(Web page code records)
------------------------------------------------------------------------

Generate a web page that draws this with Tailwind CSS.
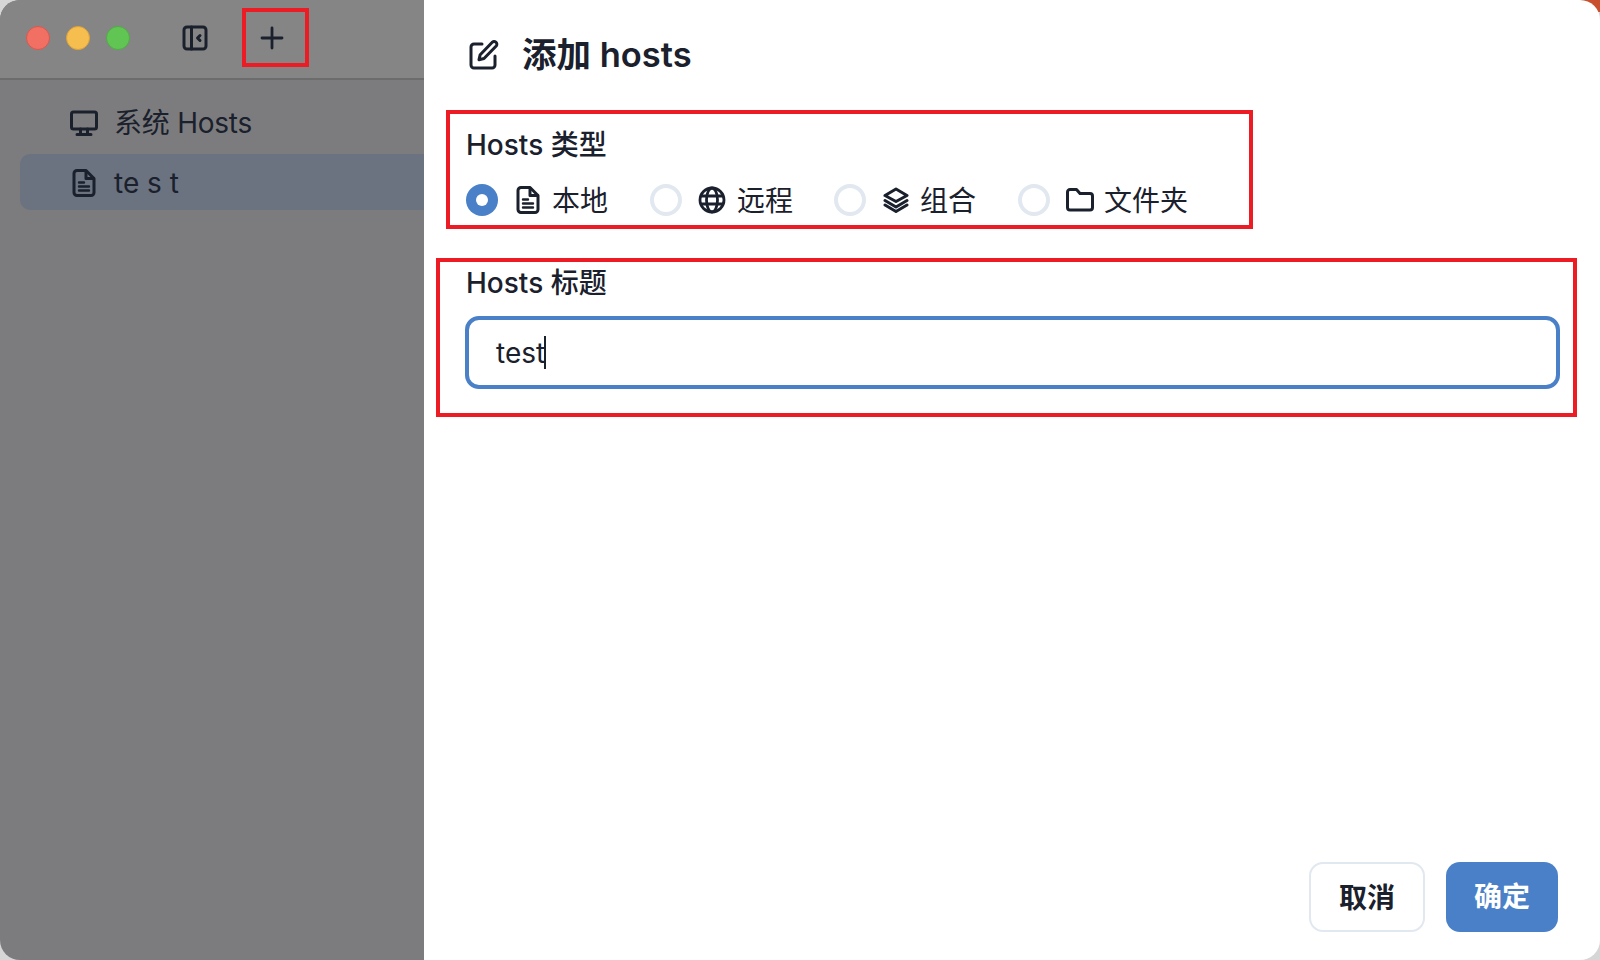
<!DOCTYPE html>
<html lang="zh">
<head>
<meta charset="utf-8">
<script src="https://cdn.jsdelivr.net/npm/@tailwindcss/browser@4"></script>
<title>添加 hosts</title>
</head>
<body class="m-0 bg-[#d8d8d8]">
<div class="relative w-[1600px] h-[960px] overflow-hidden bg-[#d6d6d6] font-['Inter','Noto_Sans_CJK_SC',sans-serif] text-[#1a202c]">
  <div class="absolute right-0 top-0 w-[24px] h-[12px] bg-[#c9502f]"></div>
  <div class="relative flex w-full h-full">
    <aside class="w-[424px] h-full shrink-0 flex flex-col bg-[#7c7c7e] rounded-l-[20px] overflow-hidden">
      <div class="h-[80px] shrink-0 flex items-center bg-[#858585] border-b-2 border-[#6c6c6c] pl-[26px] pb-[2px]">
        <span class="w-[24px] h-[24px] rounded-full bg-[#f26f63] border border-[#d8584e]"></span>
        <span class="w-[24px] h-[24px] rounded-full bg-[#f6be4f] border border-[#dca23a] ml-[16px]"></span>
        <span class="w-[24px] h-[24px] rounded-full bg-[#61c554] border border-[#50ac45] ml-[16px]"></span>
        <svg class="w-[26px] h-[26px] ml-[52px]" viewBox="0 0 26 26" fill="none" stroke="#1a202c" stroke-width="3" stroke-linecap="round" stroke-linejoin="round"><rect x="2" y="2" width="22" height="22" rx="3"/><path d="M9.500 2v22"/><path d="M18 10.500 15.500 13l2.500 2.500"/></svg>
        <svg class="w-[24px] h-[24px] ml-[52px]" viewBox="0 0 24 24" fill="none" stroke="#1a202c" stroke-width="2.800" stroke-linecap="round"><path d="M12 2v20M2 12h20"/></svg>
      </div>
      <div class="flex flex-col pl-[20px] pt-[14px]">
        <div class="h-[56px] flex items-center pl-[50px] gap-[16px] text-[28px] leading-none tracking-[-0.25px] pt-[1px]">
          <svg class="w-[28px] h-[28px] shrink-0" viewBox="0 0 28 28" fill="none" stroke="#1a202c" stroke-width="3" stroke-linecap="round" stroke-linejoin="round"><rect x="1.500" y="3" width="25" height="17" rx="2"/><path d="M10.500 20v5M17.500 20v5M7 25.500h14"/></svg>
          <span>系统 Hosts</span>
        </div>
        <div class="h-[56px] mt-[4px] flex items-center pl-[52px] gap-[18px] text-[28px] leading-none bg-[#6b7280] rounded-l-[10px] pt-[1px]">
          <svg class="w-[24px] h-[28px] shrink-0" viewBox="0 0 24 28" fill="none" stroke="#1a202c" stroke-width="3" stroke-linecap="round" stroke-linejoin="round"><path d="M14 1.500H5a3 3 0 0 0-3 3v19a3 3 0 0 0 3 3h14a3 3 0 0 0 3-3V9.500z"/><path d="M14 2v7.500h7.500"/><path stroke-width="2.400" d="M7 13.500h5M7 17.500h10M7 21.500h10"/></svg>
          <span>te s t</span>
        </div>
      </div>
    </aside>

    <main class="flex-1 h-full flex flex-col bg-white rounded-r-[20px] pl-[42px] pr-[40px]">
      <div class="h-[110px] shrink-0 flex items-center pl-[3px] gap-[23px] font-semibold text-[34.500px] leading-none">
        <svg class="w-[30px] h-[30px] shrink-0" viewBox="0 0 30 30" fill="none" stroke="#1a202c" stroke-width="3" stroke-linecap="round" stroke-linejoin="round"><path d="M13 4H5a3 3 0 0 0-3 3v18a3 3 0 0 0 3 3h18a3 3 0 0 0 3-3v-9"/><path d="M23 2.500a2.600 2.600 0 0 1 4.200 3.500L15 18.500l-5 1.200 1.200-5z"/></svg>
        <span>添加 hosts</span>
      </div>

      <div class="h-[28px] mt-[21px] flex items-center text-[28px] font-medium leading-none">Hosts 类型</div>

      <div class="mt-[25px] h-[32px] flex items-center text-[28px] leading-none">
        <div class="flex items-center gap-[42px]">
          <div class="flex items-center w-[142px] shrink-0">
            <span class="w-[32px] h-[32px] shrink-0 rounded-full bg-[#4a80c8] flex items-center justify-center"><span class="w-[12px] h-[12px] rounded-full bg-white"></span></span>
            <svg class="w-[24px] h-[28px] ml-[18px] shrink-0" viewBox="0 0 24 28" fill="none" stroke="#1a202c" stroke-width="3" stroke-linecap="round" stroke-linejoin="round"><path d="M14 1.500H5a3 3 0 0 0-3 3v19a3 3 0 0 0 3 3h14a3 3 0 0 0 3-3V9.500z"/><path d="M14 2v7.500h7.500"/><path stroke-width="2.400" d="M7 13.500h5M7 17.500h10M7 21.500h10"/></svg>
            <span class="ml-[12px] pt-[2px] whitespace-nowrap">本地</span>
          </div>
          <div class="flex items-center w-[142px] shrink-0">
            <span class="w-[32px] h-[32px] shrink-0 rounded-full border-4 border-[#e2e8f0]"></span>
            <svg class="w-[28px] h-[28px] ml-[16px] shrink-0" viewBox="0 0 28 28" fill="none" stroke="#1a202c" stroke-width="2.800"><circle cx="14" cy="14" r="12"/><ellipse cx="14" cy="14" rx="5.500" ry="12"/><path d="M2 10h24M2 18h24"/></svg>
            <span class="ml-[11px] pt-[2px] whitespace-nowrap">远程</span>
          </div>
          <div class="flex items-center w-[142px] shrink-0">
            <span class="w-[32px] h-[32px] shrink-0 rounded-full border-4 border-[#e2e8f0]"></span>
            <svg class="w-[26px] h-[26px] ml-[17px] shrink-0" viewBox="0 0 26 26" fill="none" stroke="#1a202c" stroke-width="3" stroke-linejoin="round" stroke-linecap="round"><path d="M13 2 24 8.500 13 14.500 2 8.500z"/><path d="M2 13.500 13 20l11-6.500"/><path d="M2 18 13 24.500 24 18"/></svg>
            <span class="ml-[11px] pt-[2px] whitespace-nowrap">组合</span>
          </div>
          <div class="flex items-center w-[142px] shrink-0">
            <span class="w-[32px] h-[32px] shrink-0 rounded-full border-4 border-[#e2e8f0]"></span>
            <svg class="w-[28px] h-[24px] ml-[16px] shrink-0" viewBox="0 0 28 24" fill="none" stroke="#1a202c" stroke-width="3" stroke-linejoin="round"><path d="M1.500 4a2.500 2.500 0 0 1 2.500-2.500h6.500l3.500 4h10a2.500 2.500 0 0 1 2.500 2.500v11.500a2.500 2.500 0 0 1-2.500 2.500H4a2.500 2.500 0 0 1-2.500-2.500z"/></svg>
            <span class="ml-[10px] pt-[2px] whitespace-nowrap">文件夹</span>
          </div>
        </div>
      </div>

      <div class="h-[28px] mt-[53px] flex items-center text-[28px] font-medium leading-none">Hosts 标题</div>

      <div class="mt-[19px] h-[73px] -ml-[1px] rounded-[14px] border-4 border-[#4a80c8] flex items-center pl-[27px] text-[28px] leading-none">
        <span>test</span><span class="w-[2px] h-[33px] -ml-[1px] bg-[#1a202c]"></span>
      </div>

      <div class="mt-auto mb-[28px] flex justify-end gap-[21px] pr-[2px] text-[28px] font-semibold leading-none">
        <button class="w-[116px] h-[70px] rounded-[14px] border-2 border-[#e2e8f0] bg-white text-[#1a202c] pt-[1px]">取消</button>
        <button class="w-[112px] h-[70px] rounded-[14px] bg-[#4a80c8] text-white">确定</button>
      </div>
    </main>
  </div>

  <div class="absolute left-[242px] top-[8px] w-[67px] h-[59px] border-4 border-[#ed1c24]"></div>
  <div class="absolute left-[446px] top-[110px] w-[807px] h-[119px] border-4 border-[#ed1c24]"></div>
  <div class="absolute left-[436px] top-[258px] w-[1141px] h-[159px] border-4 border-[#ed1c24]"></div>
</div>
</body>
</html>
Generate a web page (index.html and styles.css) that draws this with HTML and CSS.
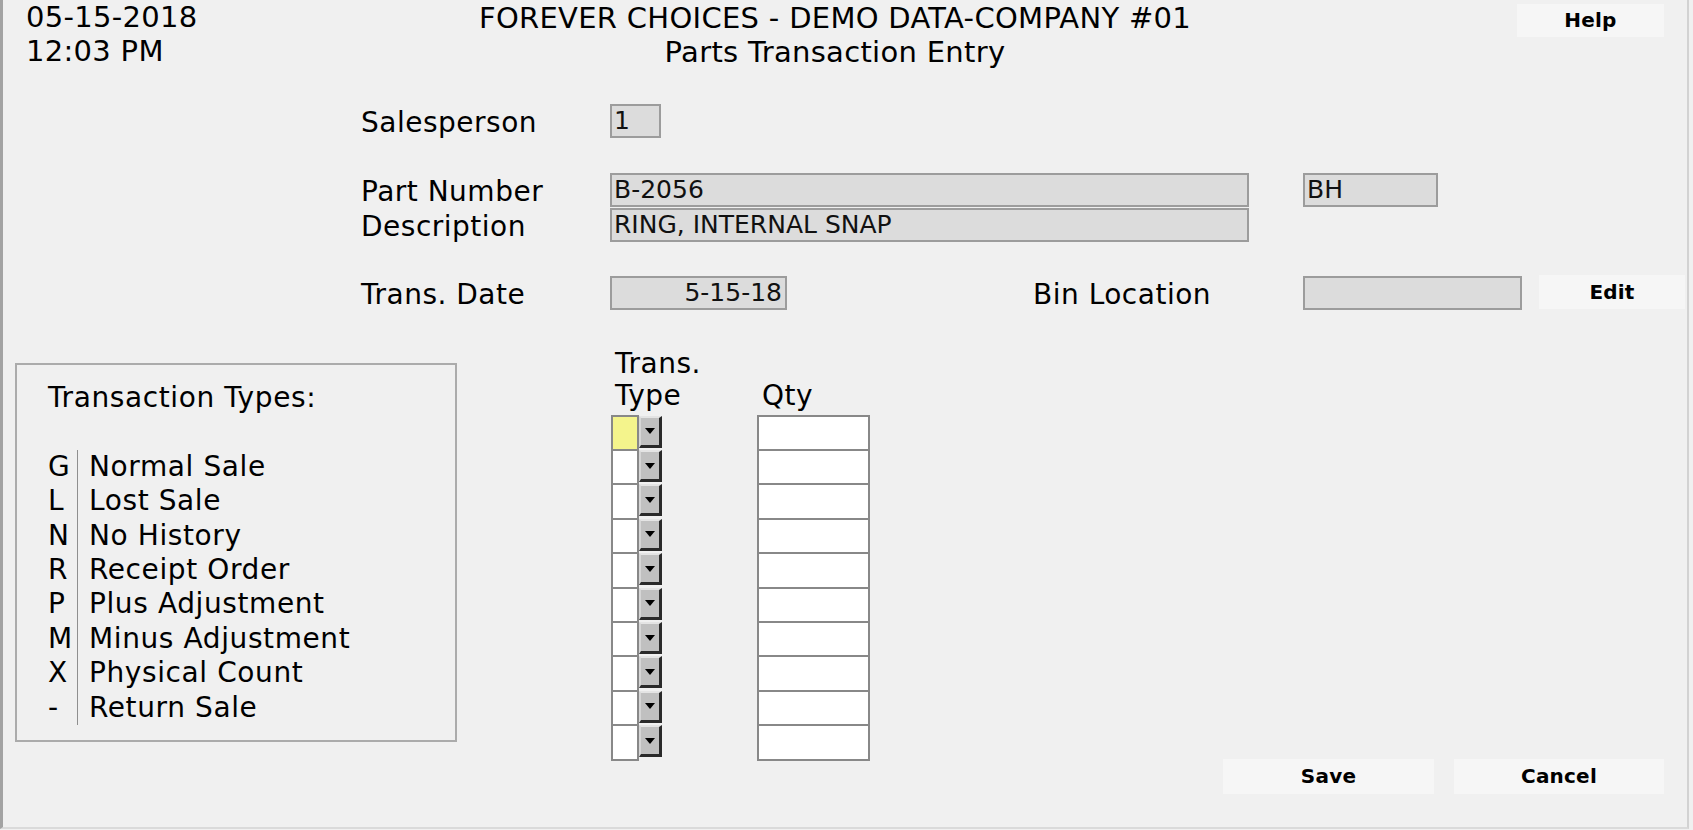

------------------------------------------------------------------------

**WHAT THE TASK ASKS**
Indicate how many lines of the material include the word "that"; the number alone is required.

**RESPONSE BELOW**
2